Lunnebach: The PKK ban started as an exception, turned into law

Lawyer to Kurds in Germany Edith Lunnebach spoke in the ongoing conference in Berlin on the PKK ban and said: “The ban and obstacles against Kurds started with exceptions, and in time it turned into law.”

The conference titled “25 Years of the PKK Ban: 25 years of oppression and democracy serving German Foreign Policy” started in the morning in Berlin. Die Linke MPs, lawyers, politicians and human rights defenders are among the attendees.

The conference is held in the conference hall of Die Linke headquarters Karl-Liebknecht-Haus, organized jointly by Azadî Association who work for the Kurdish political prisoners in Germany, the International Association for Human Rights and Democracy (MAF-DAD), the Lawyers for Democracy and Human Rights Association (EJDM/ELDH) and the Roten Hilfe Federal Administration.
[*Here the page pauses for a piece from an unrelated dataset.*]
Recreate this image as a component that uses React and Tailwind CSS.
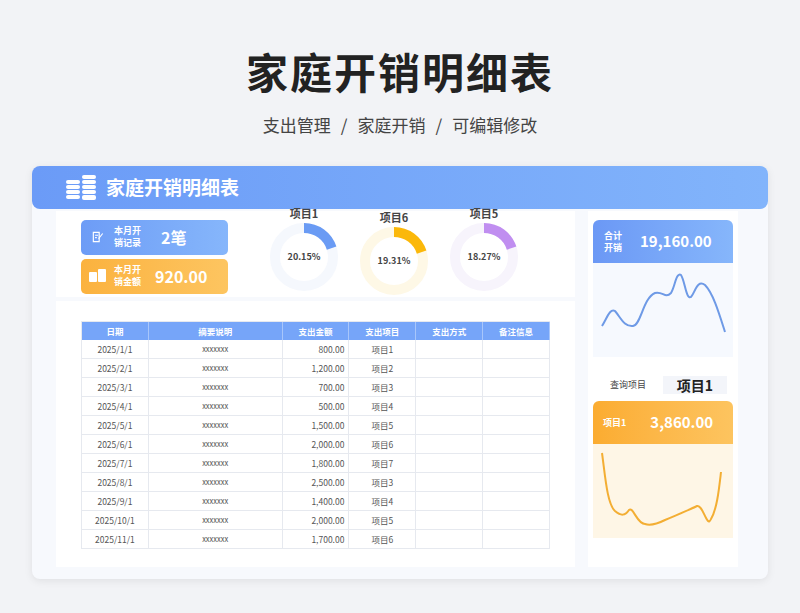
import React from "react";

const rows = [
  ["2025/1/1","800.00","项目1"],["2025/2/1","1,200.00","项目2"],["2025/3/1","700.00","项目3"],
  ["2025/4/1","500.00","项目4"],["2025/5/1","1,500.00","项目5"],["2025/6/1","2,000.00","项目6"],
  ["2025/7/1","1,800.00","项目7"],["2025/8/1","2,500.00","项目3"],["2025/9/1","1,400.00","项目4"],
  ["2025/10/1","2,000.00","项目5"],["2025/11/1","1,700.00","项目6"],
];

function Donut({ label, pct, color, track }) {
  const r = 29, c = 2 * Math.PI * r, f = 0.2;
  return (
    <div className="flex flex-col items-center w-[80px]">
      <div className="text-[11px] font-bold text-[#444] leading-[14px]">{label}</div>
      <div className="relative w-[70px] h-[70px] mt-[2px]">
        <svg width="70" height="70" viewBox="0 0 70 70">
          <circle cx="35" cy="35" r={r} fill="none" stroke={track} strokeWidth="10" />
          <circle cx="35" cy="35" r={r} fill="none" stroke={color} strokeWidth="10"
            strokeDasharray={`${c * f} ${c}`} transform="rotate(-90 35 35)" />
        </svg>
        <div className="absolute inset-0 flex items-center justify-center text-[9px] font-bold text-[#444]">{pct}</div>
      </div>
    </div>
  );
}

export default function App() {
  const font = { fontFamily: '"Noto Sans CJK SC","Noto Sans",sans-serif' };
  return (
    <div className="w-[800px] h-[613px] bg-[#f2f3f6] flex flex-col items-center" style={font}>
      <div className="mt-[41px] text-[42px] font-bold text-[#222] leading-[60px] tracking-[2px]">家庭开销明细表</div>
      <div className="mt-[12px] text-[17px] text-[#444] leading-[24px] flex gap-[10px]"><span>支出管理</span><span>/</span><span>家庭开销</span><span>/</span><span>可编辑修改</span></div>
      <div className="mt-[29px] w-[736px] h-[413px] bg-[#f7f9fd] rounded-[8px] shadow-[0_2px_8px_rgba(0,0,0,0.08)] flex flex-col">
        <div className="h-[43px] rounded-[8px] bg-gradient-to-r from-[#6b9bf7] to-[#82b4fb] flex items-center pl-[34px]">
          <svg width="34" height="28" viewBox="0 0 34 28" fill="white">
            <rect x="0" y="6" width="14" height="4" rx="2"/><rect x="0" y="11" width="14" height="4" rx="2"/>
            <rect x="0" y="16" width="14" height="4" rx="2"/><rect x="0" y="21" width="14" height="4" rx="2"/>
            <rect x="16" y="1" width="14" height="4" rx="2"/><rect x="16" y="6" width="14" height="4" rx="2"/>
            <rect x="16" y="11" width="14" height="4" rx="2"/><rect x="16" y="16" width="14" height="4" rx="2"/><rect x="16" y="21" width="14" height="5" rx="2"/>
          </svg>
          <span className="ml-[6px] text-white text-[19px] font-bold">家庭开销明细表</span>
        </div>
        <div className="flex flex-1 pl-[24px] pt-[2px] pb-[12px] gap-[13px]">
          <div className="w-[519px] flex flex-col gap-[4px]">
            <div className="h-[86px] bg-white flex items-center pl-[25px]">
              <div className="flex flex-col gap-[4px] mt-[5px]">
                <div className="w-[147px] h-[35px] rounded-[5px] bg-gradient-to-r from-[#6d9cf6] to-[#86b6fb] flex items-center text-white">
                  <svg className="ml-[10px]" width="14" height="14" viewBox="0 0 24 24" fill="none" stroke="white" strokeWidth="2"><path d="M4 4h10v16H4z"/><path d="M7 9h5M7 13h3"/><path d="M20 6l-7 9"/></svg>
                  <div className="ml-[9px] text-[9px] font-bold leading-[12px] whitespace-nowrap">本月开<br/>销记录</div>
                  <div className="ml-[20px] text-[16px] font-bold">2笔</div>
                </div>
                <div className="w-[147px] h-[35px] rounded-[5px] bg-gradient-to-r from-[#fbb23e] to-[#fdc560] flex items-center text-white">
                  <svg className="ml-[8px]" width="18" height="14" viewBox="0 0 18 14" fill="white"><rect x="0" y="3" width="8" height="10" rx="1"/><rect x="9" y="0" width="8" height="13" rx="1"/></svg>
                  <div className="ml-[7px] text-[9px] font-bold leading-[12px] whitespace-nowrap">本月开<br/>销金额</div>
                  <div className="ml-[14px] text-[16px] font-bold">920.00</div>
                </div>
              </div>
              <div className="flex ml-[36px] gap-[10px] mt-[-6px]">
                <Donut label="项目1" pct="20.15%" color="#6a9bf4" track="#f5f8fd" />
                <div className="mt-[4px]"><Donut label="项目6" pct="19.31%" color="#fbb80a" track="#fef8e6" /></div>
                <Donut label="项目5" pct="18.27%" color="#c08ef0" track="#f7f4fc" />
              </div>
            </div>
            <div className="flex-1 bg-white pl-[25px] pt-[20px]">
              <div className="w-[469px] border-l border-t border-[#e6e9ef] text-[8.5px] text-[#555]">
                <div className="flex h-[18px] bg-[#76a5f9] text-white font-bold">
                  {["日期","摘要说明","支出金额","支出项目","支出方式","备注信息"].map((h,i)=>(
                    <div key={h} className={`${i===1?"w-[134px]":"w-[67px]"} flex items-center justify-center border-r border-[#a8c6fb]`}>{h}</div>
                  ))}
                </div>
                {rows.map((r)=>(
                  <div key={r[0]} className="flex h-[19px] border-b border-[#e6e9ef]">
                    <div className="w-[67px] flex items-center justify-center border-r border-[#e6e9ef]">{r[0]}</div>
                    <div className="w-[134px] flex items-center justify-center border-r border-[#e6e9ef] text-[7.5px]">xxxxxxx</div>
                    <div className="w-[67px] flex items-center justify-end pr-[4px] border-r border-[#e6e9ef]">{r[1]}</div>
                    <div className="w-[67px] flex items-center justify-center border-r border-[#e6e9ef]">{r[2]}</div>
                    <div className="w-[67px] border-r border-[#e6e9ef]"></div>
                    <div className="w-[67px] border-r border-[#e6e9ef]"></div>
                  </div>
                ))}
              </div>
            </div>
          </div>
          <div className="w-[150px] bg-white pt-[9px] flex flex-col items-center">
            <div className="w-[140px] h-[43px] rounded-t-[6px] bg-gradient-to-r from-[#6b98f5] to-[#86b6fb] flex items-center text-white pl-[11px]">
              <div className="text-[9px] font-bold leading-[12px] whitespace-nowrap">合计<br/>开销</div>
              <div className="ml-[18px] text-[15px] font-bold">19,160.00</div>
            </div>
            <div className="w-[140px] h-[94px] bg-[#f6f9fe]">
              <svg width="140" height="94" viewBox="0 0 140 94">
                <path d="M9 63 C14 55,17 45,22 48 C28 55,31 64,40 63 C48 62,50 35,62 30 C70 28,72 36,78 30 C82 24,83 9,88 12 C92 18,93 37,98 34 C102 30,104 16,112 22 C120 30,126 50,132 69" fill="none" stroke="#6e9ae6" strokeWidth="2"/>
              </svg>
            </div>
            <div className="mt-[19px] w-[140px] flex items-center">
              <div className="w-[70px] text-center text-[9px] text-[#444]">查询项目</div>
              <div className="w-[64px] h-[18px] bg-[#f3f5fa] flex items-center justify-center text-[14px] font-bold text-[#222]">项目1</div>
            </div>
            <div className="mt-[7px] w-[140px] h-[43px] rounded-t-[6px] bg-gradient-to-r from-[#fbac30] to-[#fdc45f] flex items-center text-white pl-[10px]">
              <div className="text-[9px] font-bold">项目1</div>
              <div className="ml-[24px] text-[15px] font-bold">3,860.00</div>
            </div>
            <div className="w-[140px] h-[94px] bg-[#fef6e6]">
              <svg width="140" height="94" viewBox="0 0 140 94">
                <path d="M9 9 C12 30,14 60,22 67 C28 72,32 72,36 66 C40 62,44 80,52 80 C58 82,66 79,72 76 C86 70,96 66,104 62 C110 60,114 85,118 75 C124 65,126 45,128 28" fill="none" stroke="#f3ae33" strokeWidth="2"/>
              </svg>
            </div>
          </div>
        </div>
      </div>
    </div>
  );
}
Lawyers from the Netherlands and Belgium are also present in the conference which will continue all day.

Azadî Association administrator Dr. Elmar Millich gave the opening speech, summarizing the process after the PKK ban was declared in 1993 and pointing out the fight against the ban for 25 years, as well as the German state’s relationship to the Turkish state.

The German human rights defender said the ban was expanded in recent years with the addition of new symbols.
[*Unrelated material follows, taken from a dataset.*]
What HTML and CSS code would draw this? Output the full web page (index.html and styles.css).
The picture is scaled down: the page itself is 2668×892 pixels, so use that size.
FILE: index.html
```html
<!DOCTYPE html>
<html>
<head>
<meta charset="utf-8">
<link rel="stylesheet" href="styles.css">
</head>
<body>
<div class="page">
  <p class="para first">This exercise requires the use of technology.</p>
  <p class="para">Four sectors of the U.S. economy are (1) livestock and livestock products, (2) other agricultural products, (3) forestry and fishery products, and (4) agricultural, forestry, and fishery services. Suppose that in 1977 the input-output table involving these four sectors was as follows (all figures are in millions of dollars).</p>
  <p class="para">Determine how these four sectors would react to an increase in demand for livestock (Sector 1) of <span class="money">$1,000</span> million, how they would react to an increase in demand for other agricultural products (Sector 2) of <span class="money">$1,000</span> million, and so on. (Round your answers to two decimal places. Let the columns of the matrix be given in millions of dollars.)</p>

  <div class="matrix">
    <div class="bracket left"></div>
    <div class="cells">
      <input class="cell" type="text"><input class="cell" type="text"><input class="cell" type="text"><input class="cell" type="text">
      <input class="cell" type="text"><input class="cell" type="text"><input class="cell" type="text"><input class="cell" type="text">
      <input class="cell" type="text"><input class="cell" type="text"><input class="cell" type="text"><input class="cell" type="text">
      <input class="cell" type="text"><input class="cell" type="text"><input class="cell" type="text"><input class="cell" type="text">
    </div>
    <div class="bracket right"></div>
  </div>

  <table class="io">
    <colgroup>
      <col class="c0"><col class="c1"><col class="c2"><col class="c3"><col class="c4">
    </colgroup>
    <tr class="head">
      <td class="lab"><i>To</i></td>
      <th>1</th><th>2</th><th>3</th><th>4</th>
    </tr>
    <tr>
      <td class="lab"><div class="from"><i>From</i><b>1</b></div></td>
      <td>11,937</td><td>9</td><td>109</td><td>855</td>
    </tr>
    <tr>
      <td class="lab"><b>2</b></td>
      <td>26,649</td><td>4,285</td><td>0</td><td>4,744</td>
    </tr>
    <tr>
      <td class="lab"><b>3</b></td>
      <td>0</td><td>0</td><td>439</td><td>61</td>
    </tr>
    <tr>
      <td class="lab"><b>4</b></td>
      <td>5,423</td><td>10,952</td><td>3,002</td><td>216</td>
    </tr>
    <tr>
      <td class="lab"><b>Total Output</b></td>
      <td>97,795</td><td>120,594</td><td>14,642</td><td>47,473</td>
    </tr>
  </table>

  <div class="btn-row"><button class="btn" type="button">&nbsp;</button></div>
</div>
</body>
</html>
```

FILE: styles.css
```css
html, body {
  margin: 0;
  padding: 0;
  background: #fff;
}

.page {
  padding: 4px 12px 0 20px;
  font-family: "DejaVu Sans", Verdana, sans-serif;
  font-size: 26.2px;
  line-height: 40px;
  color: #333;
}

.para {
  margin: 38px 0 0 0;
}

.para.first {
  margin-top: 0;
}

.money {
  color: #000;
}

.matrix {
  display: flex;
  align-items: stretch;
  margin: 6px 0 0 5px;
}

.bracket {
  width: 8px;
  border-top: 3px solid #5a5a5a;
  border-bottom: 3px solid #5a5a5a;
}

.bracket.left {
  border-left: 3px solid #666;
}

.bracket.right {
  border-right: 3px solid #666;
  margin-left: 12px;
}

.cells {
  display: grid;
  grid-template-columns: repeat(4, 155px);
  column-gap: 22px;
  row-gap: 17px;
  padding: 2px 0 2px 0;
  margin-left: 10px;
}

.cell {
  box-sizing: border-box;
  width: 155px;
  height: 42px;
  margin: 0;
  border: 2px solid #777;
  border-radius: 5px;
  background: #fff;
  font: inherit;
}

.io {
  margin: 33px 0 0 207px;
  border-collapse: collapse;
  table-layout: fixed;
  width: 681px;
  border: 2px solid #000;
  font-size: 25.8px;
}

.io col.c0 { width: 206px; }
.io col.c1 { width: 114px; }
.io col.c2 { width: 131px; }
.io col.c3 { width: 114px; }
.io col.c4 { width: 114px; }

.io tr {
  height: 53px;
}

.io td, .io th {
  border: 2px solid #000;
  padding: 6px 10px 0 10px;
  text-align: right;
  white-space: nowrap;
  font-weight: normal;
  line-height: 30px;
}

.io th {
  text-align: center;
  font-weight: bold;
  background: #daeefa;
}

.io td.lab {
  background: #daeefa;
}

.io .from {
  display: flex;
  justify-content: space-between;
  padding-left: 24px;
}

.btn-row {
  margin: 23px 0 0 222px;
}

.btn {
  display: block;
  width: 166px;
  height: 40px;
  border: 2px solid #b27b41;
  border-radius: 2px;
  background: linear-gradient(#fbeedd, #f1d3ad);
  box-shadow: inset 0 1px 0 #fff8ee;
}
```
Die Linke MP Thomas Flüger gave a speech and said the party was glad to be hosting such a conference. Flüger saluted the participants in the name of Die Linke, and added that the German police wanted to ban the conference: “The obstruction of the conference is part of the intolerance the police have displayed throughout Germany recently.”

DIE LINKE: WE ARE PREPARED TO DO OUR PART

Flüger said Die Linke fights to have the German state lift the pressure against Kurds and added: “We are also looking forward to the outcome of this conference. We are prepared to do our part in the fight to end the pressure.”

Edith Lunnebach, one of the defense lawyers in the case against Kurdish politicians in Düsseldorf in 1988, gave a speech and said the bans and obstacles against the PKK have expanded and deepened in the last 30 years: “The ban and obstacles against Kurds started with exceptions, and in time turned into law.”

Lunnebach said German laws were transformed to allow easy pressuring of the Kurdish freedom movement in time: “The process  to label the PKK as terrorist had been planned for a long time. We can see that in the 1988 Düsseldorf verdicts as well.”